— Start —

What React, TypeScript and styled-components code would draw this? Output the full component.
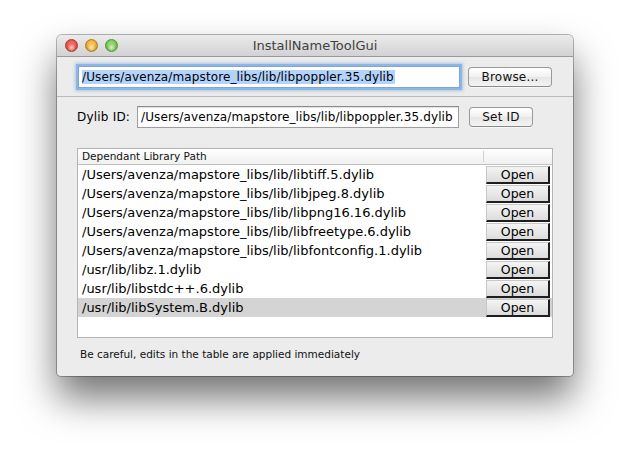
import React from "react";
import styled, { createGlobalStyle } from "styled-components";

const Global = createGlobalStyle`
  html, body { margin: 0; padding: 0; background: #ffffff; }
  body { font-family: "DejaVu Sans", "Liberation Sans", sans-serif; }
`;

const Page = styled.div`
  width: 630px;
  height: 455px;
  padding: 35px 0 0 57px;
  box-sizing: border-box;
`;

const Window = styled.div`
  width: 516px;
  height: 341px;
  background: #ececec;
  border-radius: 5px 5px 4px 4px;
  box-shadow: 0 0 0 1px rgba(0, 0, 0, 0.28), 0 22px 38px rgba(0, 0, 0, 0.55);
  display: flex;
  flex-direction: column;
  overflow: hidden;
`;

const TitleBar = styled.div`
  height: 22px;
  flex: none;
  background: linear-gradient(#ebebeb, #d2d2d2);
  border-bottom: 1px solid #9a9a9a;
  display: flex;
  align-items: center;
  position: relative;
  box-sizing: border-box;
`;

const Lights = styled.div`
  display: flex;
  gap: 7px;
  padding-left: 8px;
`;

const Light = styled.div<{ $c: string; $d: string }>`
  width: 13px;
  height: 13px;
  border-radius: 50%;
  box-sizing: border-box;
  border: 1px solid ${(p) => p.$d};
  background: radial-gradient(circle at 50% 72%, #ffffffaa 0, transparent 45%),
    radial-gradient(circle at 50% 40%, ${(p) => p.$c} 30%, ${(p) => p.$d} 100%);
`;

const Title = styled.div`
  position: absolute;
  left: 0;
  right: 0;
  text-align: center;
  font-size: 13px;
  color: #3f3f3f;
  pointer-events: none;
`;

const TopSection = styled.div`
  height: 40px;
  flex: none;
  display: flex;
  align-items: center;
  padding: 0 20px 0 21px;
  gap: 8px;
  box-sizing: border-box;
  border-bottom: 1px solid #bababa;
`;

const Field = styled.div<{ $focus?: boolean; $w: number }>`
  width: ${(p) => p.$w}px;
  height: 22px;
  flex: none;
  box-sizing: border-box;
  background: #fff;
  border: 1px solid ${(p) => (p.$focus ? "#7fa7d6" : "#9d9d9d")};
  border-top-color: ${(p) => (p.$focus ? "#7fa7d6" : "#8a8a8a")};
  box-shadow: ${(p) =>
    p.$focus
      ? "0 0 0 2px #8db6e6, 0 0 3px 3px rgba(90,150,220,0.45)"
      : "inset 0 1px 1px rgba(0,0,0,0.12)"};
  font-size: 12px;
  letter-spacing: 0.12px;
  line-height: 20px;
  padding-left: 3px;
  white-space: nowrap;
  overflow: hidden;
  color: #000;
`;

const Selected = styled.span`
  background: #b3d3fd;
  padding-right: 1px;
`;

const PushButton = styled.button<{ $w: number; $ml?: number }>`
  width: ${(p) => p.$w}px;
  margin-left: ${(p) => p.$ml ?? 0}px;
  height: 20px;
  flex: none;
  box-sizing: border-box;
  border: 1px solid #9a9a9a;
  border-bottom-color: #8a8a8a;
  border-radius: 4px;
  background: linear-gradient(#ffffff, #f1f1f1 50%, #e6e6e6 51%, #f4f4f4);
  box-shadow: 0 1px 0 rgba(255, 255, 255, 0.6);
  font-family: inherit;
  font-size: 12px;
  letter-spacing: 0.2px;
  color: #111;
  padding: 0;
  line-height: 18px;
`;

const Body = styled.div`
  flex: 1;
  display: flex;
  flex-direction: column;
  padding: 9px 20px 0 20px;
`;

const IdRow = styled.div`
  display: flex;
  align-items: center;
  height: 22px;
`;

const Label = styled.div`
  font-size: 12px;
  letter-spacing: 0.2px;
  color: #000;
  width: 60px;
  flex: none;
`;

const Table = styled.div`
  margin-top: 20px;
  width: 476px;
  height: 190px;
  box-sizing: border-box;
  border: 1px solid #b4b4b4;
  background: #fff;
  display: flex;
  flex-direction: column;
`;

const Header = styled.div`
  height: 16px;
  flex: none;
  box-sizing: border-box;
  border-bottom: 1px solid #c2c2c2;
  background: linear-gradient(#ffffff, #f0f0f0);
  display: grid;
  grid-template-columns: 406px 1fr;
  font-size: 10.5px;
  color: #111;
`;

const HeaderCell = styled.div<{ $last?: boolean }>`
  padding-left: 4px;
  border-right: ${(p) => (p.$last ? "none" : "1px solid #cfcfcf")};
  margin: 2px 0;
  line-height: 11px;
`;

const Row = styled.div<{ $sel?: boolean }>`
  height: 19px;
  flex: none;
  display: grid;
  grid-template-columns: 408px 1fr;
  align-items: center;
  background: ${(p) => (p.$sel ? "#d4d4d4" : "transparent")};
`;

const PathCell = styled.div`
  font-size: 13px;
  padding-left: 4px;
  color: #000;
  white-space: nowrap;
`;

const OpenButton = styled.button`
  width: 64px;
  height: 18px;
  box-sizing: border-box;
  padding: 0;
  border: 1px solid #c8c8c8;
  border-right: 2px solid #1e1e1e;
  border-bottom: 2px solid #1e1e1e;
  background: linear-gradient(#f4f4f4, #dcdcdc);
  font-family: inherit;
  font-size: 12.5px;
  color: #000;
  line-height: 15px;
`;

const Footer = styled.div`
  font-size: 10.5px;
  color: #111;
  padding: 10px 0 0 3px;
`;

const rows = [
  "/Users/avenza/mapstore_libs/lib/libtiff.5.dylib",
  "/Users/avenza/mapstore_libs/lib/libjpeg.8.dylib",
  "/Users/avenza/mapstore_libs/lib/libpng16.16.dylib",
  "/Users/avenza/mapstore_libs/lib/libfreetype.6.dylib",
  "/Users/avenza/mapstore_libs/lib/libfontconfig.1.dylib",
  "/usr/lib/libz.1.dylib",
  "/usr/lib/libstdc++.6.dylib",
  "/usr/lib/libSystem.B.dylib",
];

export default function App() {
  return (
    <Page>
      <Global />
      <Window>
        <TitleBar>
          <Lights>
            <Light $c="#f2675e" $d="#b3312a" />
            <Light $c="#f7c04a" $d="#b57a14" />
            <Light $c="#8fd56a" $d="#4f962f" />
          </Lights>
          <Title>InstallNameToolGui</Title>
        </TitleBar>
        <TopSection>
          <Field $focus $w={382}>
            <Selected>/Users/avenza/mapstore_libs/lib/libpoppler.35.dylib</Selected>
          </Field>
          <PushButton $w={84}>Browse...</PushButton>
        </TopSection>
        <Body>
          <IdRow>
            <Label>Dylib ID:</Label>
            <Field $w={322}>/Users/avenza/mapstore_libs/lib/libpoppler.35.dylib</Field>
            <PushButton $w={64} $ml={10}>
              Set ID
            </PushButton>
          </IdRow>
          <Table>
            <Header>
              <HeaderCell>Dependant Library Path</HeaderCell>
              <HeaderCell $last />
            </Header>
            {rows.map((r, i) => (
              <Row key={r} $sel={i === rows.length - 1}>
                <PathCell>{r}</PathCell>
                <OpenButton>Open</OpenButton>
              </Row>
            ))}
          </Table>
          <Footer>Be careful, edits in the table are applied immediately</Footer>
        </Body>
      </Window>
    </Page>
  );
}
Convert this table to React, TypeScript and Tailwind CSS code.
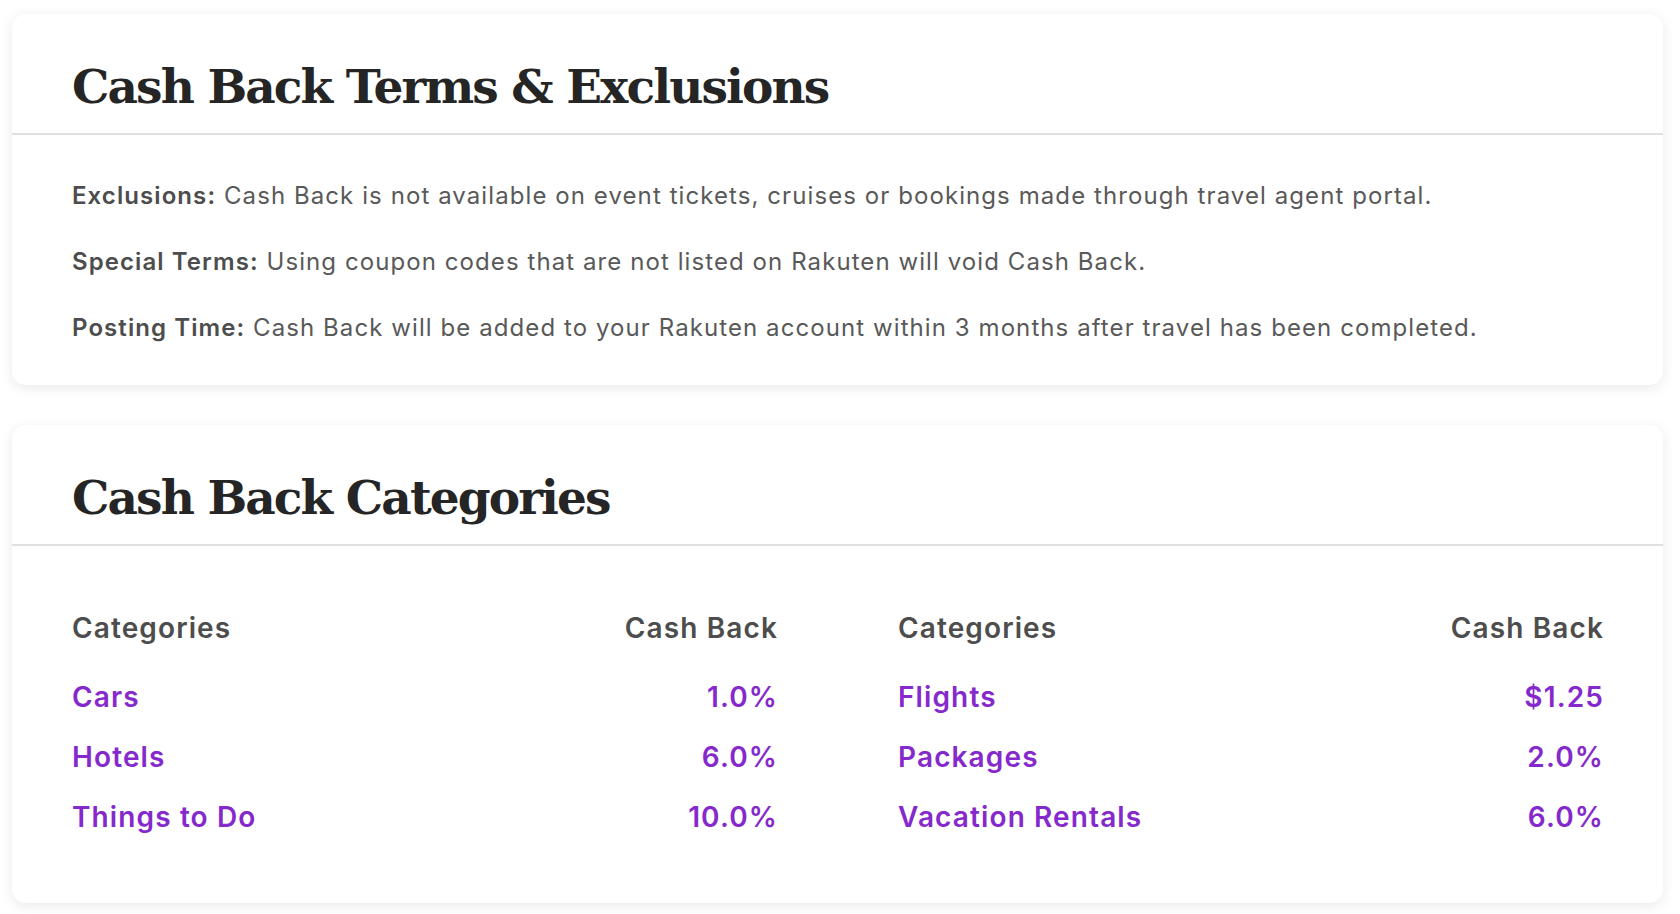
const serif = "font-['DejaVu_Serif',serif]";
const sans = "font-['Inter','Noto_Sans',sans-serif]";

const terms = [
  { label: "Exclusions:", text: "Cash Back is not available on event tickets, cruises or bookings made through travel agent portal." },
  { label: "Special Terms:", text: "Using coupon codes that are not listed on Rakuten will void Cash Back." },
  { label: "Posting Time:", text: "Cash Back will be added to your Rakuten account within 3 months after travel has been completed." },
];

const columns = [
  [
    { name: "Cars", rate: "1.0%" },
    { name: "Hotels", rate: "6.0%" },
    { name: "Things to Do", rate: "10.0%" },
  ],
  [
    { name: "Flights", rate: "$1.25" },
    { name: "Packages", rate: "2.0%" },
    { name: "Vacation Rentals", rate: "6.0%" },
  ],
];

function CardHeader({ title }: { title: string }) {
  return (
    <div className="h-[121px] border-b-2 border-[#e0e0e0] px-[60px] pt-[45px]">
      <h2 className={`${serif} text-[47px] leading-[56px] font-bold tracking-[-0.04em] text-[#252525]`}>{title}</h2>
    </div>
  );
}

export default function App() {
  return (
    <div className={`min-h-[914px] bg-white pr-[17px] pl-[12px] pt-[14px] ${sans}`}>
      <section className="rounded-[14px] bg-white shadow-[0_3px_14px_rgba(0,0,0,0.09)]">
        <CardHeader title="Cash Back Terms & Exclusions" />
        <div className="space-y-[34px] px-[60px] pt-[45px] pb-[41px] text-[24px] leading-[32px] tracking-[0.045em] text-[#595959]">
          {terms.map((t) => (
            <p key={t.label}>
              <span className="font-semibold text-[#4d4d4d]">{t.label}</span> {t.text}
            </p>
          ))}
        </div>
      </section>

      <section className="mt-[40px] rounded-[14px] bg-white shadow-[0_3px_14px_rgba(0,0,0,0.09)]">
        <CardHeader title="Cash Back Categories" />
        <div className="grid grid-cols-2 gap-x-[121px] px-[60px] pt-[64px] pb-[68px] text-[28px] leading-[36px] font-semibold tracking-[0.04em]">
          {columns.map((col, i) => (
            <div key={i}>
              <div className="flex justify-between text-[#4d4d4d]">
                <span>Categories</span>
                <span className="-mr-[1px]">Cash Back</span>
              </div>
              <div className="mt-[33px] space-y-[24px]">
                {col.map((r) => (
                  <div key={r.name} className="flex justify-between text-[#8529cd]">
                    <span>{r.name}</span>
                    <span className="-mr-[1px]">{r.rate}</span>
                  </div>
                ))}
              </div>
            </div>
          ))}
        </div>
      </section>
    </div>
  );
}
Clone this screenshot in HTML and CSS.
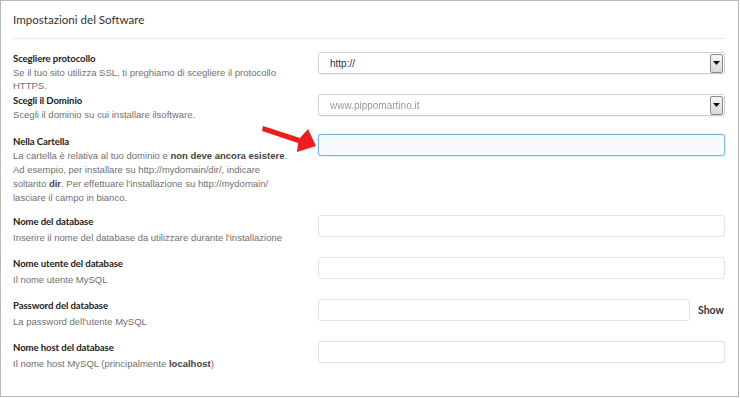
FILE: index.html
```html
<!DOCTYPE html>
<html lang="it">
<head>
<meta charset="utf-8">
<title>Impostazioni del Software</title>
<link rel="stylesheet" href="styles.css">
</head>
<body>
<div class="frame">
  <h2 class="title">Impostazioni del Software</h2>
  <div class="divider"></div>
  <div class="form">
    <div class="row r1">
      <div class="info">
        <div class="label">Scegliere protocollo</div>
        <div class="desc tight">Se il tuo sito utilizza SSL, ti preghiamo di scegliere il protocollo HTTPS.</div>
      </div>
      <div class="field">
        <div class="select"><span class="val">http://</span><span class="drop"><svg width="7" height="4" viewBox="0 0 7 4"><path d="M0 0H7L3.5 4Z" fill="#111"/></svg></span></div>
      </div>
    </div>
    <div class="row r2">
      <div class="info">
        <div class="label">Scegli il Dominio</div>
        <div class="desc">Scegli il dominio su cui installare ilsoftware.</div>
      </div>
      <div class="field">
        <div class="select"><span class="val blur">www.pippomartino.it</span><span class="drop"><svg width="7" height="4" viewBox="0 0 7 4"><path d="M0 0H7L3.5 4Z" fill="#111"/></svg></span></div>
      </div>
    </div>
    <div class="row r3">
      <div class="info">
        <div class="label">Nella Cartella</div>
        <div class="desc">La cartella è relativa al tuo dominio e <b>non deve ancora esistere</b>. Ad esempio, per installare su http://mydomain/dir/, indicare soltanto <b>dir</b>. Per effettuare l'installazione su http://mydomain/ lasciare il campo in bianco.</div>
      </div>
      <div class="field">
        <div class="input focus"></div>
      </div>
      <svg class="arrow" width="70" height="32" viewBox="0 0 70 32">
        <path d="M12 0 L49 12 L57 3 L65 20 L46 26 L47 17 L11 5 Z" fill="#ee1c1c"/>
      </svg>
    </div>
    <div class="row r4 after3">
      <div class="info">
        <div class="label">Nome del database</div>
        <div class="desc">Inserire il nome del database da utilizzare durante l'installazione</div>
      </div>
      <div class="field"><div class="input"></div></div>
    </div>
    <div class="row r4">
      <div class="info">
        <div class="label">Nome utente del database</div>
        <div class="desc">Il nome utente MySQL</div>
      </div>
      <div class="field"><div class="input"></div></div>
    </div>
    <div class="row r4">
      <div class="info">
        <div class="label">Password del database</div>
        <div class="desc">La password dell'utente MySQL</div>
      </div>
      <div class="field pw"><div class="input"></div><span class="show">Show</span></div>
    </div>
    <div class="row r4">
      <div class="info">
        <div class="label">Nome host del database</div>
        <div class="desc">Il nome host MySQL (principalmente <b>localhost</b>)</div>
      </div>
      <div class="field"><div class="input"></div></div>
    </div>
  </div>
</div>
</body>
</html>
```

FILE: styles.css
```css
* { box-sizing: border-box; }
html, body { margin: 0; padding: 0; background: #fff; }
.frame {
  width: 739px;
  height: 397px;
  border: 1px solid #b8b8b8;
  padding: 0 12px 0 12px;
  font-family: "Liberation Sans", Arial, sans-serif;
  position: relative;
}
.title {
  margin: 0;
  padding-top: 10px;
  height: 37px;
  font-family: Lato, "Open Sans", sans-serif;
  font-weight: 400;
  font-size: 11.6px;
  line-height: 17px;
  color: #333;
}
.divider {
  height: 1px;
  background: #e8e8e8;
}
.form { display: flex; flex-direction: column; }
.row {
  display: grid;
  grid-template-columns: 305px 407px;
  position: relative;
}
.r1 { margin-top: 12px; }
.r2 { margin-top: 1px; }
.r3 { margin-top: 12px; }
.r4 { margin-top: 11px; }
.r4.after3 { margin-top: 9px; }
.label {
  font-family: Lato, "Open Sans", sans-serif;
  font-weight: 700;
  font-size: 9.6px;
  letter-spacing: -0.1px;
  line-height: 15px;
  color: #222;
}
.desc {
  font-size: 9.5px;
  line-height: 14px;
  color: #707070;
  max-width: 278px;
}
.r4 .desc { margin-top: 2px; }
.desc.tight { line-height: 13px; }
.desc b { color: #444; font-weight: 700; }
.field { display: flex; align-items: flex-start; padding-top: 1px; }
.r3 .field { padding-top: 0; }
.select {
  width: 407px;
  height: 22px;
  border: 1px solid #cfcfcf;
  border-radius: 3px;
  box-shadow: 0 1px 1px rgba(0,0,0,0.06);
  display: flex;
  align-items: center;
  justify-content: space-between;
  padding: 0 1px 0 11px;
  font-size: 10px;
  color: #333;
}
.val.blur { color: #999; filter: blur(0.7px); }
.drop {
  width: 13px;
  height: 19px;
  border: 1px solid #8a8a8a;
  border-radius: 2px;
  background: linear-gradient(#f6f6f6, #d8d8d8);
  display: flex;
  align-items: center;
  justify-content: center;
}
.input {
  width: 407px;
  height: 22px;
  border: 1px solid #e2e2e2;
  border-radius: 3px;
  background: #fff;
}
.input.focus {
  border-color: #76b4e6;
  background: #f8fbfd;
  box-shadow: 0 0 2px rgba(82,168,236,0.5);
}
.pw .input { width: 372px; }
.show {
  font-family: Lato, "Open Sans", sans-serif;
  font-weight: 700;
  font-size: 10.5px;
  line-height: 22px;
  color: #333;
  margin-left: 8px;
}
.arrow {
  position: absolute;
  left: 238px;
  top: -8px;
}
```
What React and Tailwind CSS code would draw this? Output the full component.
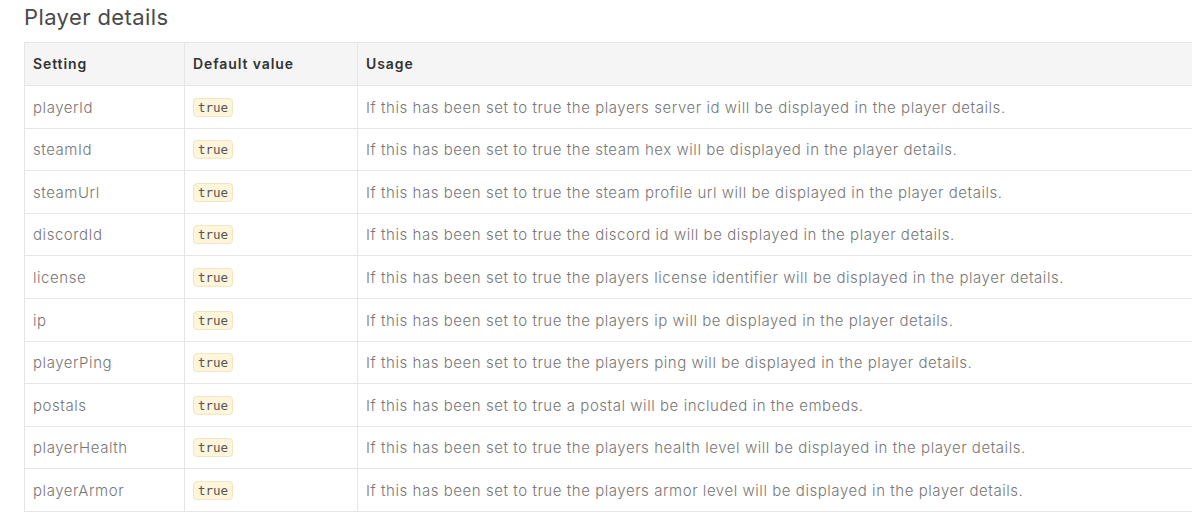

— End —

The request: Reply with only the number of lines in the material above where the string "components" appears.

Answer to this problem: 2